The automatic matching of a buyer's “bid” and a seller's “ask” in the equities market is conceptually simple. By searching through all the orders for a particular stock, it is a matter of finding a bid price that matches an ask price, then ensuring that the number of shares is sufficient to meet the needs of both parties. The deal is consummated and automatically executed.
For most goods and services, however, the “dimensionality” of the buy-sell match problem is much larger—and more complex. A stock has three dimensions—symbol, order size, and price. Orders can be matched knowing only these three pieces of information. For most goods and services, however, more than three dimensions are required to identify the product for a potential buyer or seller. For example, if a person wants to buy a car, he or she needs to know the make, model, year, mileage, transmission-type, options, color and so forth. As each additional dimension is added, the complexity of the trading platform increases exponentially.
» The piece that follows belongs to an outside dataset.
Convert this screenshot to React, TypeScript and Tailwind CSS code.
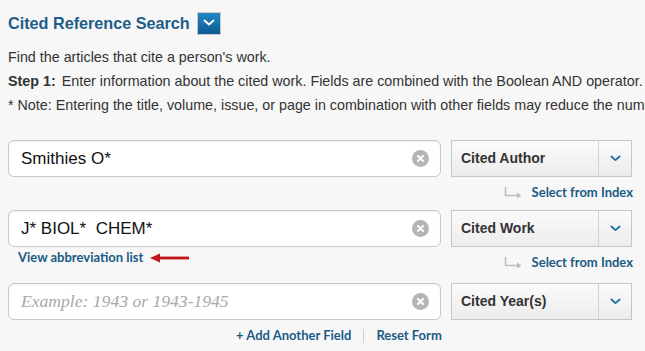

Accordingly, conventional trading platforms are simply not capable of scaling as additional dimensions are needed because the number of tradable objects grows exponentially with the number of added dimensions, leading to impractically large memory requirements for these platforms and long response times for the market participants.
In view of the foregoing, it can be appreciated that a substantial need exists for a method and apparatus to perform multi-dimensional electronic matching and trading.